Can I use a different type of meat?

Absolutely! Ground pork, turkey, or a combination of beef and pork all work well. Just keep the fat content around 15-20% for the best texture. Ground turkey tends to be leaner, so you might want to add an extra tablespoon of milk.

Conclusion

These Italian meatballs prove that restaurant-quality meals don’t require complicated techniques or hours of cooking. With simple ingredients and straightforward steps, you can create tender, flavorful meatballs that your whole family will love. Whether it’s a busy Tuesday night or Sunday dinner with extended family, this recipe delivers every single time. Give this one a try tonight!

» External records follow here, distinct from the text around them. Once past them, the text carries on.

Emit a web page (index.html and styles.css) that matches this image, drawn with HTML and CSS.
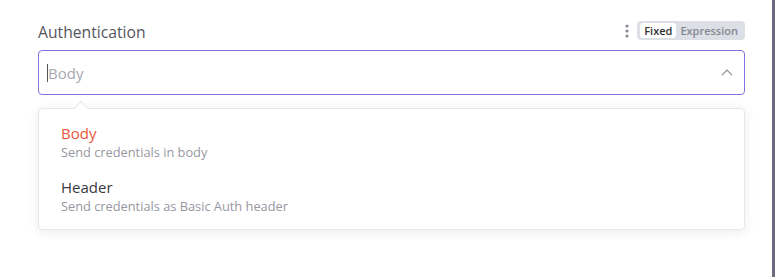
FILE: index.html
```html
<!DOCTYPE html>
<html lang="en">
<head>
<meta charset="utf-8">
<title>Authentication</title>
<link rel="stylesheet" href="styles.css">
</head>
<body>
<div class="page">
  <div class="panel">
    <div class="label-row">
      <span class="label">Authentication</span>
      <div class="controls">
        <svg class="dots" width="4" height="14" viewBox="0 0 4 14">
          <circle cx="2" cy="2" r="1.6"/>
          <circle cx="2" cy="7" r="1.6"/>
          <circle cx="2" cy="12" r="1.6"/>
        </svg>
        <div class="toggle">
          <span class="seg seg-active">Fixed</span>
          <span class="seg">Expression</span>
        </div>
      </div>
    </div>
    <div class="select">
      <span class="caret"></span>
      <span class="placeholder">Body</span>
      <svg class="chevron" width="12" height="7" viewBox="0 0 12 7">
        <polyline points="1,6.2 6,1.2 11,6.2" fill="none" stroke="#8a8a94" stroke-width="1.2"/>
      </svg>
    </div>
    <div class="dropdown">
      <span class="arrow"></span>
      <ul class="options">
        <li class="option selected">
          <div class="opt-title">Body</div>
          <div class="opt-desc">Send credentials in body</div>
        </li>
        <li class="option">
          <div class="opt-title">Header</div>
          <div class="opt-desc">Send credentials as Basic Auth header</div>
        </li>
      </ul>
    </div>
  </div>
  <div class="scrollbar"></div>
</div>
</body>
</html>
```
FILE: styles.css
```css
* { box-sizing: border-box; }
html, body { margin: 0; padding: 0; background: #fff; }
body { font-family: "Open Sans", "Liberation Sans", sans-serif; }
.page { display: flex; width: 775px; height: 277px; overflow: hidden; }
.panel { flex: 1; padding: 21px 27px 0 38px; }
.scrollbar { width: 3px; background: #6d6b80; }
.label-row { display: flex; align-items: center; justify-content: space-between; height: 19px; margin-bottom: 10px; }
.label { font-size: 15.7px; color: #55555d; font-weight: 500; margin-top: 2px; }
.controls { display: flex; align-items: center; gap: 8px; }
.dots { fill: #8a8a94; margin-top: 1px; }
.toggle { display: flex; align-items: center; background: #dcdfe6; border-radius: 4px; padding: 2px 3px; height: 19px; }
.seg { font-size: 11px; line-height: 15px; padding: 0 4px; color: #85878f; font-weight: 600; }
.seg-active { background: #fff; color: #303133; border-radius: 3px; }
.select { position: relative; display: flex; align-items: center; height: 45px; border: 1px solid #8373e0; border-radius: 4px; padding: 0 0 0 8px; }
.caret { width: 1px; height: 18px; background: #555; }
.placeholder { flex: 1; font-size: 15px; color: #a8a8b0; }
.chevron { margin-right: 11px; }
.dropdown { position: relative; margin-top: 13px; border: 1px solid #e4e7ed; border-radius: 4px; background: #fff; box-shadow: 0 2px 12px rgba(0,0,0,0.08); }
.arrow { position: absolute; top: -6px; left: 37px; width: 10px; height: 10px; background: #fff; border-left: 1px solid #e4e7ed; border-top: 1px solid #e4e7ed; transform: rotate(45deg); }
.options { list-style: none; margin: 0; padding: 6px 0; }
.option { padding: 8px 22px; }
.opt-title { font-size: 15px; line-height: 20px; color: #3a3a40; }
.selected .opt-title { color: #e9553b; font-weight: 500; }
.opt-desc { font-size: 12.8px; line-height: 18px; color: #97979f; }
```
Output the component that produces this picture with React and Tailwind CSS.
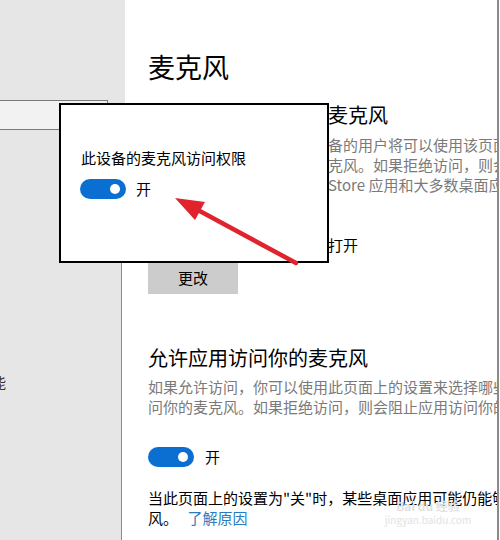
import React from "react";

const Toggle = () => (
  <div className="w-[46px] h-[20px] rounded-full bg-[#0a6fd0] flex items-center justify-end pr-[6px]">
    <div className="w-[10px] h-[10px] rounded-full bg-white" />
  </div>
);

export default function App() {
  return (
    <div className="relative w-[500px] h-[540px] overflow-hidden flex bg-white text-black font-['Noto_Sans_CJK_SC','Noto_Sans',sans-serif]">
      {/* Left nav */}
      <div className="w-[125px] flex flex-col">
        <div className="h-[100px] bg-[#e6e6e6]" />
        <div className="flex h-[30px] bg-[#e6e6e6]">
          <div className="w-[108px] bg-[#f2f2f2] border-y border-r border-[#7a7a7a]" />
        </div>
        <div className="flex flex-1">
          <div className="w-[122px] bg-[#e6e6e6] border-r-[1.5px] border-[#8a8a8a] overflow-hidden pt-[242px]">
            <div className="ml-[-8px] text-[14px] leading-[20px] text-[#333]">能</div>
          </div>
        </div>
      </div>

      {/* Main content */}
      <div className="flex-1 flex flex-col pl-[23px] pt-[49px] border-r-2 border-[#8a8a8a] overflow-hidden whitespace-nowrap">
        <h1 className="text-[27px] leading-[36px]">麦克风</h1>

        <h2 className="mt-[16px] text-[20px] leading-[28px]">允许访问此设备上的麦克风</h2>
        <div className="mt-[6px] text-[15px] leading-[20px] text-[#7a7a7a]">
          <p>如果允许访问，则使用此设备的用户将可以使用该页面上的设置</p>
          <p>设置来选择应用能否访问麦克风。如果拒绝访问，则会阻止</p>
          <p>
            <span className="inline-block w-[180px]">阻止 Microsoft</span>Store 应用和大多数桌面应用
          </p>
        </div>
        <p className="mt-[40px] text-[15px] leading-[20px]">此设备的麦克风访问权限已打开</p>
        <button className="mt-[7px] w-[90px] h-[32px] bg-[#cccccc] text-[15px]">更改</button>

        <h2 className="mt-[50px] text-[20px] leading-[28px]">允许应用访问你的麦克风</h2>
        <div className="mt-[5px] text-[15px] leading-[20px] text-[#7a7a7a]">
          <p>如果允许访问，你可以使用此页面上的设置来选择哪些应用</p>
          <p>问你的麦克风。如果拒绝访问，则会阻止应用访问你的麦克风</p>
        </div>
        <div className="mt-[30px] flex items-center gap-[11px]">
          <Toggle />
          <span className="text-[15px] leading-[20px]">开</span>
        </div>
        <div className="mt-[21px] text-[15px] leading-[20px]">
          <p>当此页面上的设置为"关"时，某些桌面应用可能仍能够访问麦克</p>
          <p>
            风。 <span className="ml-[6px] text-[#2a7ac0]">了解原因</span>
          </p>
        </div>
      </div>
      <div className="w-[1px]" />

      {/* Popup callout */}
      <div className="absolute left-[59px] top-[103px] w-[270px] h-[160px] border-2 border-black bg-white pt-[43px] pl-[20px]">
        <p className="text-[15px] leading-[20px]">此设备的麦克风访问权限</p>
        <div className="mt-[11px] ml-[-1px] flex items-center gap-[10px]">
          <Toggle />
          <span className="text-[15px] leading-[20px]">开</span>
        </div>
      </div>

      {/* Watermark */}
      <div className="absolute left-[383px] top-[499px] w-[90px] flex flex-col items-center text-[#e2e2e2] pointer-events-none">
        <span className="text-[12px] leading-[14px] font-bold">Bai du 经验</span>
        <span className="mt-[1px] text-[10px] leading-[12px]">jingyan.baidu.com</span>
      </div>

      {/* Red arrow */}
      <svg className="absolute left-0 top-0 pointer-events-none" width="500" height="540" viewBox="0 0 500 540">
        <line x1="196" y1="209" x2="296" y2="263" stroke="#e0232d" strokeWidth="4.5" strokeLinecap="round" />
        <polygon points="175,198 205,202 195,220" fill="#e0232d" />
      </svg>
    </div>
  );
}
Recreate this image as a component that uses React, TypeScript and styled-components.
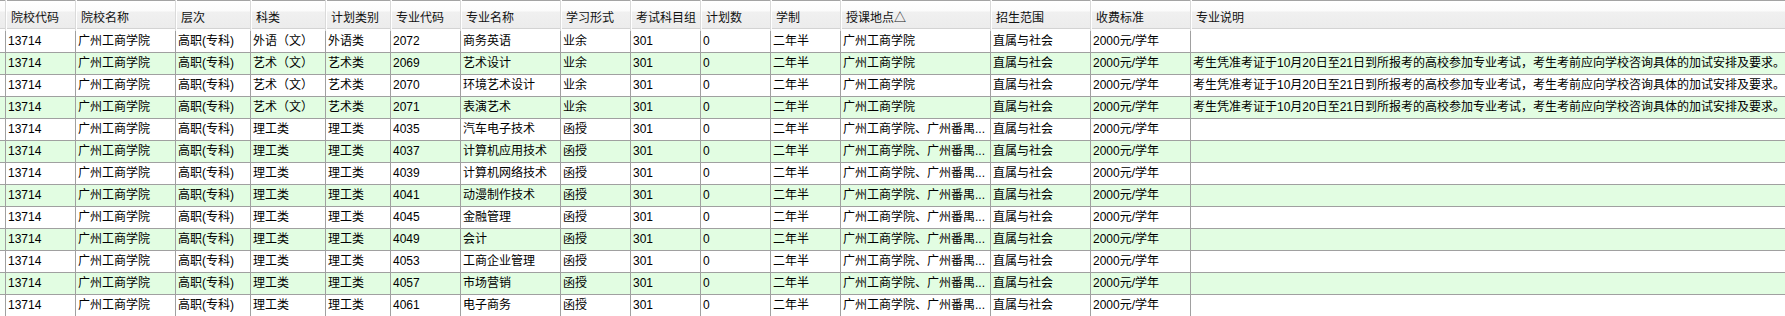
import { createGlobalStyle } from 'styled-components';
import styled from 'styled-components';

const GlobalStyle = createGlobalStyle`
  html, body {
    margin: 0;
    padding: 0;
    background: #ffffff;
  }
  body {
    font-family: "Liberation Sans", "Noto Sans CJK SC", sans-serif;
    font-size: 12px;
    color: #000;
  }
`;

interface Row {
  school: string;
  subject: string;
  planType: string;
  code: string;
  major: string;
  form: string;
  place: string;
  note: string;
}

interface ColumnDef {
  title: string;
  width: number;
}

interface CellProps {
  $green?: boolean;
  $clip?: boolean;
}

const NOTE = '考生凭准考证于10月20日至21日到所报考的高校参加专业考试，考生考前应向学校咨询具体的加试安排及要求。';
const PLACE_ONE = '广州工商学院';
const PLACE_TWO = '广州工商学院、广州番禺...';

const columns: ColumnDef[] = [
  { title: '院校代码', width: 70 },
  { title: '院校名称', width: 100 },
  { title: '层次', width: 75 },
  { title: '科类', width: 75 },
  { title: '计划类别', width: 65 },
  { title: '专业代码', width: 70 },
  { title: '专业名称', width: 100 },
  { title: '学习形式', width: 70 },
  { title: '考试科目组', width: 70 },
  { title: '计划数', width: 70 },
  { title: '学制', width: 70 },
  { title: '授课地点△', width: 150 },
  { title: '招生范围', width: 100 },
  { title: '收费标准', width: 100 },
  { title: '专业说明', width: 596 },
];

const rows: Row[] = [
  { school: '13714', subject: '外语（文）', planType: '外语类', code: '2072', major: '商务英语', form: '业余', place: PLACE_ONE, note: '' },
  { school: '13714', subject: '艺术（文）', planType: '艺术类', code: '2069', major: '艺术设计', form: '业余', place: PLACE_ONE, note: NOTE },
  { school: '13714', subject: '艺术（文）', planType: '艺术类', code: '2070', major: '环境艺术设计', form: '业余', place: PLACE_ONE, note: NOTE },
  { school: '13714', subject: '艺术（文）', planType: '艺术类', code: '2071', major: '表演艺术', form: '业余', place: PLACE_ONE, note: NOTE },
  { school: '13714', subject: '理工类', planType: '理工类', code: '4035', major: '汽车电子技术', form: '函授', place: PLACE_TWO, note: '' },
  { school: '13714', subject: '理工类', planType: '理工类', code: '4037', major: '计算机应用技术', form: '函授', place: PLACE_TWO, note: '' },
  { school: '13714', subject: '理工类', planType: '理工类', code: '4039', major: '计算机网络技术', form: '函授', place: PLACE_TWO, note: '' },
  { school: '13714', subject: '理工类', planType: '理工类', code: '4041', major: '动漫制作技术', form: '函授', place: PLACE_TWO, note: '' },
  { school: '13714', subject: '理工类', planType: '理工类', code: '4045', major: '金融管理', form: '函授', place: PLACE_TWO, note: '' },
  { school: '13714', subject: '理工类', planType: '理工类', code: '4049', major: '会计', form: '函授', place: PLACE_TWO, note: '' },
  { school: '13714', subject: '理工类', planType: '理工类', code: '4053', major: '工商企业管理', form: '函授', place: PLACE_TWO, note: '' },
  { school: '13714', subject: '理工类', planType: '理工类', code: '4057', major: '市场营销', form: '函授', place: PLACE_TWO, note: '' },
  { school: '13714', subject: '理工类', planType: '理工类', code: '4061', major: '电子商务', form: '函授', place: PLACE_TWO, note: '' },
];

const Grid = styled.table`
  width: 1785px;
  table-layout: fixed;
  border-collapse: separate;
  border-spacing: 0;
  font-size: 12px;
`;

const HeadCell = styled.th<{ $first?: boolean }>`
  box-sizing: border-box;
  height: 31px;
  padding: 2px 0 0 5px;
  text-align: left;
  font-weight: normal;
  color: #111;
  white-space: nowrap;
  overflow: hidden;
  border-left: ${(props) => (props.$first ? 'none' : '1px solid #dadada')};
  box-shadow: ${(props) => (props.$first ? 'none' : 'inset 1px 0 0 #ffffff')};
  background: linear-gradient(
    to bottom,
    #a3a3a3 0px,
    #a3a3a3 1px,
    #ffffff 1px,
    #fbfbfb 11px,
    #f0f0f0 12px,
    #ececec 28px,
    #d3d3d3 28px,
    #d3d3d3 29px,
    #ffffff 29px,
    #ffffff 31px
  );
`;

const SelectorCell = styled.td<CellProps>`
  box-sizing: border-box;
  height: 22px;
  padding: 0;
  border-bottom: 1px solid #a0a0a0;
  background: ${(props) => (props.$green ? '#e2fde2' : '#ffffff')};
`;

const Cell = styled.td<CellProps>`
  box-sizing: border-box;
  height: 22px;
  padding: ${(props) => (props.$clip ? '0 0 0 2px' : '0 1px 0 2px')};
  line-height: 21px;
  white-space: nowrap;
  overflow: hidden;
  text-overflow: ${(props) => (props.$clip ? 'clip' : 'ellipsis')};
  border-left: 1px solid #a0a0a0;
  border-bottom: 1px solid #a0a0a0;
  background: ${(props) => (props.$green ? '#e2fde2' : '#ffffff')};
  color: #000;
`;

function App() {
  return (
    <>
      <GlobalStyle />
      <Grid>
        <thead>
          <tr>
            <HeadCell $first style={{ width: 4 }} />
            {columns.map((col) => (
              <HeadCell key={col.title} style={{ width: col.width }}>
                {col.title}
              </HeadCell>
            ))}
          </tr>
        </thead>
        <tbody>
          {rows.map((row, index) => {
            const green = index % 2 === 1;
            return (
              <tr key={row.code}>
                <SelectorCell $green={green} />
                <Cell $green={green}>{row.school}</Cell>
                <Cell $green={green}>广州工商学院</Cell>
                <Cell $green={green}>高职(专科)</Cell>
                <Cell $green={green}>{row.subject}</Cell>
                <Cell $green={green}>{row.planType}</Cell>
                <Cell $green={green}>{row.code}</Cell>
                <Cell $green={green}>{row.major}</Cell>
                <Cell $green={green}>{row.form}</Cell>
                <Cell $green={green}>301</Cell>
                <Cell $green={green}>0</Cell>
                <Cell $green={green}>二年半</Cell>
                <Cell $green={green}>{row.place}</Cell>
                <Cell $green={green}>直属与社会</Cell>
                <Cell $green={green}>2000元/学年</Cell>
                <Cell $green={green} $clip>{row.note}</Cell>
              </tr>
            );
          })}
        </tbody>
      </Grid>
    </>
  );
}

export default App;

Melt-In-Your-Mouth Italian Meatballs

Melt-In-Your-Mouth Italian Meatballs

Incredibly tender and juicy oven-baked Italian meatballs made with ground beef, parmesan cheese, garlic, and fresh herbs. Ready in just 30 minutes!
Prep Time 10 minutes
Cook Time 20 minutes
Total Time 30 minutes
Servings: 4 portions
Course: Dinner, Main Course
Cuisine: American, Italian
Calories: 320

Ingredients
  

  • 1/2 cup Italian breadcrumbs
  • 2/3 cup milk or milk alternative
  • 1 lb ground beef 80-85% lean recommended
  • 1/4 medium onion finely diced or grated
  • 2 cloves garlic minced
  • 1 large egg beaten
  • 1 tsp salt or to taste
  • 1/2 tsp black pepper
  • 1/4 cup parmesan cheese preferably Parmigiano-Reggiano, freshly grated
  • 1 tbsp fresh parsley or 1 tsp dried parsley

Equipment

  • Baking sheet
  • Parchment paper or baking mat
  • Large mixing bowl
  • Cookie scoop or ice cream scoop
  • Instant-read thermometer

Method
 

  1. Preheat oven to 400°F (200°C) and line a baking sheet with parchment paper or baking mat.
  2. In a large mixing bowl, combine Italian breadcrumbs and milk. Stir well and let sit for at least 5 minutes while preparing other ingredients. This panade keeps meatballs extra tender and moist.
  3. Add ground beef, diced onion, minced garlic, beaten egg, salt, black pepper, parmesan cheese, and parsley to the breadcrumb mixture. Mix with your hands until just combined – you should see no dry pockets of breadcrumbs, but mixture should still look slightly rough. Do not overmix as this creates tough meatballs.
  4. Using a cookie scoop or ice cream scoop, portion the mixture onto the prepared baking sheet, leaving about 1 inch of space between each meatball. Wet your hands with water and gently roll each portion into a 2-inch diameter ball (approximately 1.5-2 oz each). The water prevents sticking and helps maintain tender texture.
  5. Bake for 18-20 minutes, or until meatballs reach an internal temperature of 165°F (74°C). They should be golden brown on the outside. Remove from oven, carefully drain excess fat, and let rest for 3-5 minutes before serving with your favorite sauce.

Notes

For firmer meatballs, reduce breadcrumbs to 1/3 cup and milk to 1/2 cup. Can substitute milk with almond milk, coconut milk, oat milk, or low-sodium beef broth. Air fryer option: Cook at 400°F for 10-12 minutes in single layer. Recipe yields approximately 12 large meatballs. When reheating, ensure meatballs reach 165°F internal temperature.